Exercise 4.11 Two fair, six-sided dice are rolled, and the numbers on the top faces observed. Event \(A\) is the maximum of the two numbers, and Event \(B\) is the minimum of the two numbers. Then, define \(C\) as \(0\) if the maximum is odd, and as \(1\) otherwise; and define \(D\) as \(0\) if the minimum is divisible by three, and as \(1\) otherwise.
Construct the joint probability function for \(C\) and \(D\).

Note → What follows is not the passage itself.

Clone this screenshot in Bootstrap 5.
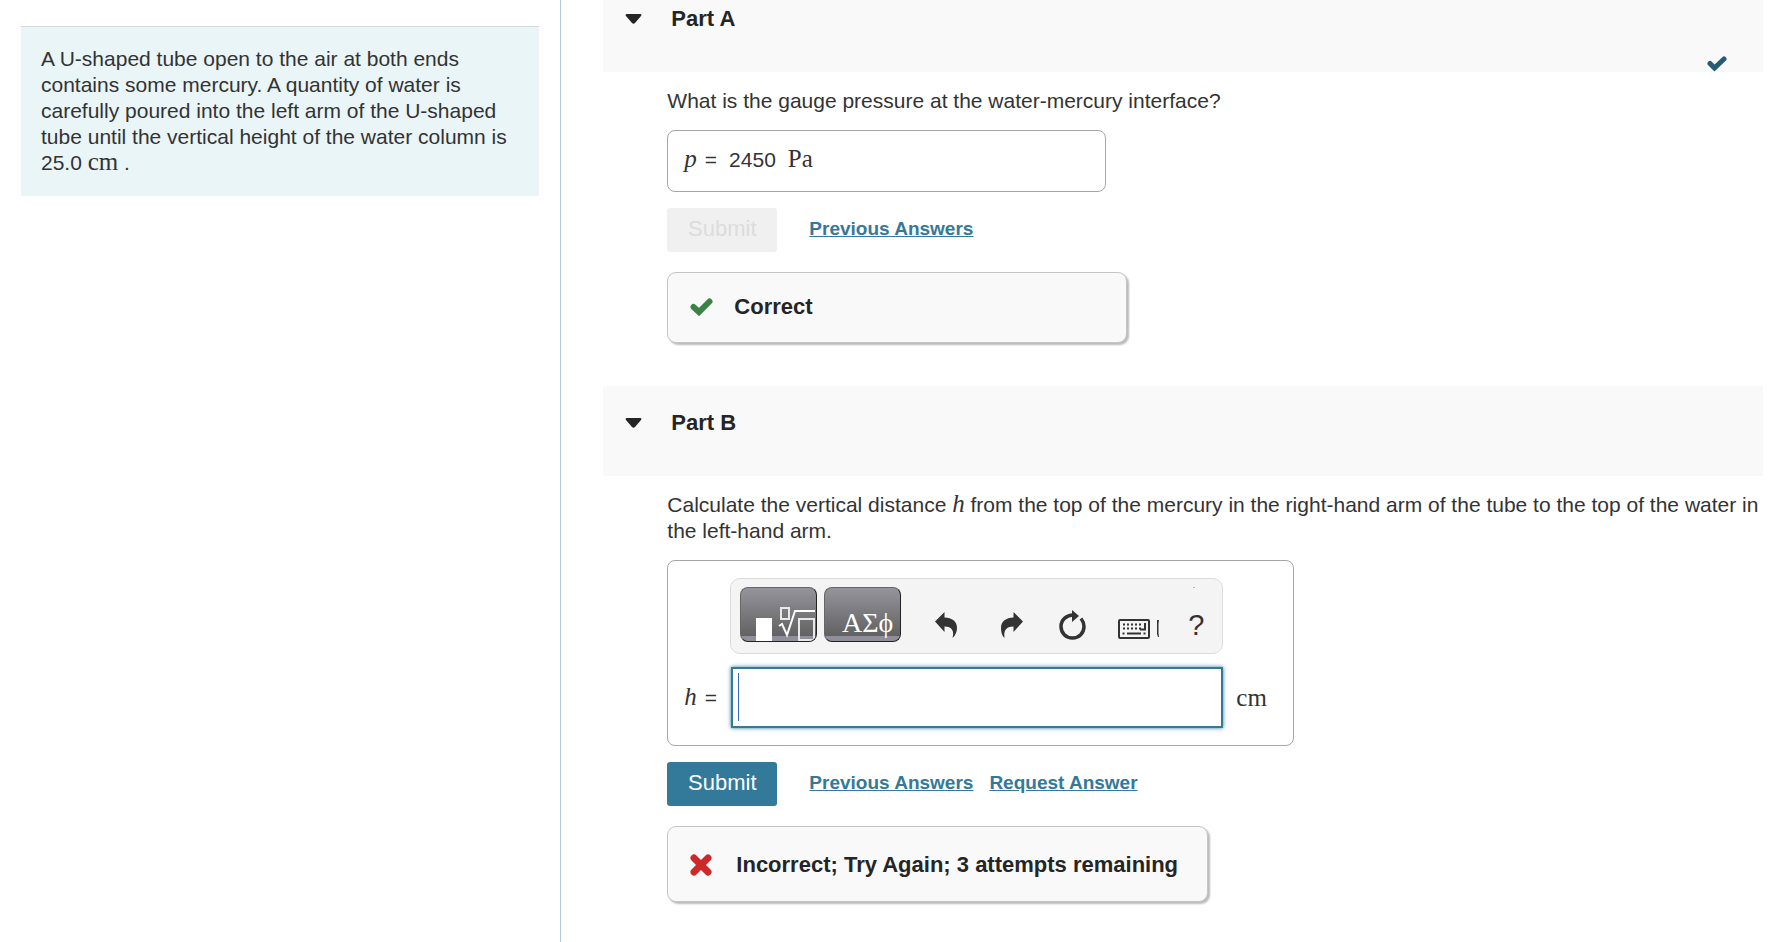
<!DOCTYPE html>
<html lang="en">
<head>
<meta charset="utf-8">
<meta name="viewport" content="width=device-width, initial-scale=1">
<title>Gauge pressure in a U-shaped tube</title>
<link href="https://cdn.jsdelivr.net/npm/bootstrap@5.3.0/dist/css/bootstrap.min.css" rel="stylesheet">
<style>
  :root { --teal: #33799a; --ink: #333; --heading: #252525; --line: #a6a6a6; --soft: #f9f9f9; }
  body { font-family: "Liberation Sans", Arial, sans-serif; font-size: 21px; line-height: 26px; color: var(--ink); background: #fff; }
  .side-pane { flex: 0 0 auto; width: 31.75%; padding: 26px 21px; border-right: 1px solid #b6c8dc; }
  .intro-box { background: #eaf5f8; border-top: 1px solid #d6dadb; padding: 19px 20px 20px; }
  .work-pane { min-width: 0; padding: 0 5px 36px 42px; }
  .math { font-family: "Liberation Serif", serif; font-size: 25px; line-height: 0; }
  .part-head { background: var(--soft); padding: 30px 36px 0 22px; height: 90px; color: var(--heading); }
  .part-head.first { padding-top: 12px; height: 72px; }
  .part-head h2 { font-size: 22px; line-height: 26px; font-weight: 700; margin: 0; }
  .toggle { border: 0; background: none; padding: 0; gap: 29px; line-height: 14px; }
  .done { padding-top: 30px; }
  .part-body { padding: 16px 0 0 64px; }
  .answer { border: 1px solid var(--line); border-radius: 8px; }
  .given { max-width: 439px; height: 62px; padding: 0 16px; }
  .editor { max-width: 627px; padding: 17px 0; display: grid; grid-template-columns: 62px 1fr 73px; row-gap: 13px; align-items: center; }
  .tools { grid-column: 2; height: 76px; padding: 8px 7px 8px 9px; background: #f4f4f4; border: 1px solid #dcdcdc; border-radius: 10px; }
  .tools button { height: 57px; padding: 2px 0 0; border: 0; background: none; color: var(--ink); flex: 0 1 auto; }
  .tools .palette { width: 77px; height: 55px; padding: 0; flex: none; margin-right: 7px; border: 1px solid #666; border-right-color: #222; border-bottom-color: #222; border-radius: 8px; color: #fff; overflow: hidden;
    background: linear-gradient(#95949c, #626262 90%, #918f9b 90%, #918f9b); }
  .greek { font-family: "Liberation Serif", serif; font-size: 28px; line-height: 30px; padding: 16px 7px 0 0; text-align: right; display: block; }
  .tools .w-a { width: 65px; } .w-b { width: 57px; } .w-c { width: 76px; } .w-d { width: 38px; }
  .tools .w-first { margin-left: 6px; }
  .tools .help { position: relative; padding-top: 18px; font-size: 29px; line-height: 32px; }
  .help::before { content: ""; position: absolute; top: 0; left: 16px; width: 2px; height: 1px; background: #bbb; }
  .unit-label { grid-column: 1; }
  .unit { padding-left: 13px; }
  .value-wrap { position: relative; padding: 0 0 0 1px; }
  .value-wrap input { display: block; width: 100%; height: 61px; border: 2px solid var(--teal); border-radius: 0; padding: 0 12px; outline: 0; box-shadow: 0 0 4px var(--teal); }
  .cursor { position: absolute; left: 8px; top: 6px; bottom: 7px; width: 1px; background: #3c66d2; }
  .actions { height: 44px; }
  .btn-submit { width: 110px; height: 44px; border: 0; border-radius: 3px; padding: 0 0 3px; font-size: 22px; line-height: 26px; background: var(--teal); color: #fff; margin-right: 32px; }
  .btn-submit:hover { background: #286580; color: #fff; }
  .btn-submit:disabled { background: #f0f0f0; color: #dcdcdc; opacity: 1; }
  .actions a { font-size: 19px; font-weight: 700; color: var(--teal); padding-bottom: 3px; }
  .feedback { margin-top: 20px; background: var(--soft); border: 1px solid #c4c4c4; border-radius: 9px; box-shadow: 2px 2px 2px #bbb; color: var(--heading); font-size: 22px; font-weight: 700; padding: 0 22px 2px; }
  .feedback.ok { max-width: 460px; height: 71px; gap: 21px; }
  .feedback.bad { max-width: 541px; height: 76px; gap: 24px; padding-top: 2px; padding-bottom: 0; }
  .next-part { margin-top: 43px; }
</style>
</head>
<body>
<div class="d-flex min-vh-100">
  <aside class="side-pane">
    <div class="intro-box">A U-shaped tube open to the air at both ends contains some mercury. A quantity of water is carefully poured into the left arm of the U-shaped tube until the vertical height of the water column is 25.0 <span class="math">cm</span> .</div>
  </aside>

  <main class="work-pane flex-grow-1">
    <section>
      <div class="part-head first">
        <h2><button type="button" class="toggle d-flex align-items-center text-reset fw-bold" aria-expanded="true">
          <svg width="17" height="10" viewBox="0 0 17 10" aria-hidden="true"><path d="M1.500 0H15.500Q17 .5 16 2L10 9Q8.500 10.500 7 9L1 2Q0 .5 1.500 0Z" fill="#252525"/></svg>
          Part A</button></h2>
        <div class="done d-flex justify-content-end">
          <svg class="flex-shrink-0" width="20" height="16" viewBox="0 0 20 16" role="img" aria-label="Complete"><path d="M3 7.500L7.500 12L17 3" fill="none" stroke="#255c73" stroke-width="5" stroke-linecap="round"/></svg>
        </div>
      </div>
      <div class="part-body">
        <p class="mb-3">What is the gauge pressure at the water-mercury interface?</p>
        <div class="answer given d-flex align-items-baseline pt-3">
          <span class="math fst-italic">p</span><span class="ms-2">=</span><span class="ms-2 ps-1">2450</span><span class="math ms-2 ps-1">Pa</span>
        </div>
        <div class="actions d-flex align-items-center mt-3">
          <button type="button" class="btn btn-submit" disabled>Submit</button>
          <a href="#">Previous Answers</a>
        </div>
        <div class="feedback ok d-flex align-items-center" role="status">
          <svg width="23" height="18" viewBox="0 0 23 18" aria-hidden="true"><path d="M3.500 9L9 14L19.500 3.500" fill="none" stroke="#3a8245" stroke-width="6" stroke-linecap="round"/></svg>
          <span>Correct</span>
        </div>
      </div>
    </section>

    <section class="next-part">
      <div class="part-head">
        <h2><button type="button" class="toggle d-flex align-items-center text-reset fw-bold" aria-expanded="true">
          <svg width="17" height="10" viewBox="0 0 17 10" aria-hidden="true"><path d="M1.500 0H15.500Q17 .5 16 2L10 9Q8.500 10.500 7 9L1 2Q0 .5 1.500 0Z" fill="#252525"/></svg>
          Part B</button></h2>
      </div>
      <div class="part-body">
        <p class="mb-3">Calculate the vertical distance <span class="math fst-italic">h</span> from the top of the mercury in the right-hand arm of the tube to the top of the water in the left-hand arm.</p>
        <div class="answer editor">
          <div class="tools d-flex" role="toolbar" aria-label="Equation tools">
            <button type="button" class="palette" aria-label="Templates">
              <svg width="75" height="53" viewBox="0 0 75 53" aria-hidden="true"><path d="M15 30H31V53H15Z" fill="#fff"/><g fill="none" stroke="#e8e8e8" stroke-width="2"><path d="M40 20H48V31H40Z"/><path d="M58 31H73V52H58Z"/></g><path d="M38 38L41 36L46 47L54 23H74" fill="none" stroke="#fff" stroke-width="2"/></svg>
            </button>
            <button type="button" class="palette" aria-label="Greek symbols"><span class="greek">ΑΣϕ</span></button>
            <button type="button" class="w-a w-first" aria-label="Undo"><svg class="mt-3" width="23" height="26" viewBox="0 0 23 26" aria-hidden="true"><path d="M0 9.500L9.500 0V5.500C17 6 22 9 22 16C22 20 20 24 17.500 26C19.500 19 17 14.500 9.500 14.500V20Z" fill="#333"/></svg></button>
            <button type="button" class="w-a" aria-label="Redo"><svg class="mt-3" width="23" height="26" viewBox="0 0 23 26" aria-hidden="true"><path d="M23 9.500L13.500 0V5.500C6 6 1 9 1 16C1 20 2 24 4.500 26C3.500 19 6 14.500 13.500 14.500V20Z" fill="#333"/></svg></button>
            <button type="button" class="w-b" aria-label="Reset"><svg class="mt-3" width="27" height="30" viewBox="0 0 27 30" aria-hidden="true"><path d="M14 5C8 5 2 9.500 2 16.500C2 23 7 28 13.500 28C20 28 25 23 25 16.500C25 13.500 24 11 22 8.500" fill="none" stroke="#333" stroke-width="3.500"/><path d="M13 0L20 6L13 12Z" fill="#333"/></svg></button>
            <button type="button" class="w-c" aria-label="Keyboard shortcuts"><svg class="mt-4" width="42" height="20" viewBox="0 0 42 20" aria-hidden="true"><rect x="1" y="1" width="30" height="18" rx="1" fill="none" stroke="#333" stroke-width="2"/><path d="M5 5.500H24M5 9.500H24" stroke="#333" stroke-width="2" stroke-dasharray="2 2"/><path d="M27 4V10.500H22M9 14.500H23M4.500 14.500H6.500M25.500 14.500H27.500" fill="none" stroke="#333" stroke-width="2"/><path d="M39 1H41L40.500 5V14L41 18H40L39 15Z" fill="#333"/></svg></button>
            <button type="button" class="w-d help" aria-label="Help">?</button>
          </div>
          <label for="height-value" class="unit-label d-flex align-items-baseline ps-3"><span class="math fst-italic">h</span><span class="ms-2">=</span></label>
          <div class="value-wrap"><input id="height-value" type="text" autocomplete="off"><span class="cursor"></span></div>
          <span class="math unit">cm</span>
        </div>
        <div class="actions d-flex align-items-center mt-3">
          <button type="button" class="btn btn-submit">Submit</button>
          <a href="#" class="me-3">Previous Answers</a>
          <a href="#">Request Answer</a>
        </div>
        <div class="feedback bad d-flex align-items-center" role="status">
          <svg width="22" height="22" viewBox="0 0 22 22" aria-hidden="true"><path d="M4 4L18 18M18 4L4 18" stroke="#cc292b" stroke-width="7" stroke-linecap="round"/></svg>
          <span>Incorrect; Try Again; 3 attempts remaining</span>
        </div>
      </div>
    </section>
  </main>
</div>
<script src="https://cdn.jsdelivr.net/npm/bootstrap@5.3.0/dist/js/bootstrap.bundle.min.js"></script>
</body>
</html>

Exercise 4.12 Consider the joint PDF \[ f_{X, Y}(x, y) = \begin{cases} c x(y + 1) & \text{where $x + y < 2$ with $x > 0$ and $y > 0$};\\ 0 & \text{elsewhere}. \end{cases} \]
- Draw the region over which the joint PDF is defined.
- Compute the value of \(c\).
- Compute \(P(Y < 1 \mid X > 1)\).
- Compute \(P(Y < 1 \mid X > 0.25)\).
- Compute \(\Pr(Y < 1)\)
Exercise 4.13 Consider the joint PDF \[ f_{X, Y}(x, y) = \begin{cases} k ( 1 - x) y & \text{for the region $R$ below};\\ 0 & \text{elsewhere}, \end{cases} \] where the region \(R\) is shown in Fig. 4.8 (left panel).
- Determine the value of \(k\).
- Compute \(\Pr(X > Y)\).
- Compute \(\Pr(X > 0.5)\).
Exercise 4.14 Consider the joint PDF \[ f_{X, Y}(x, y) = \begin{cases} k ( x + 2y) y & \text{for the region $A$ below};\\ 0 & \text{elsewhere}, \end{cases} \] where the region \(A\) is shown in Fig. 4.8 (right panel).
- Determine the value of \(k\).
- Compute \(\Pr(X > Y)\).
- Compute \(\Pr(X > 0.5)\).

FIGURE 4.8: The region \(R\) (left) and the region \(A\) (right).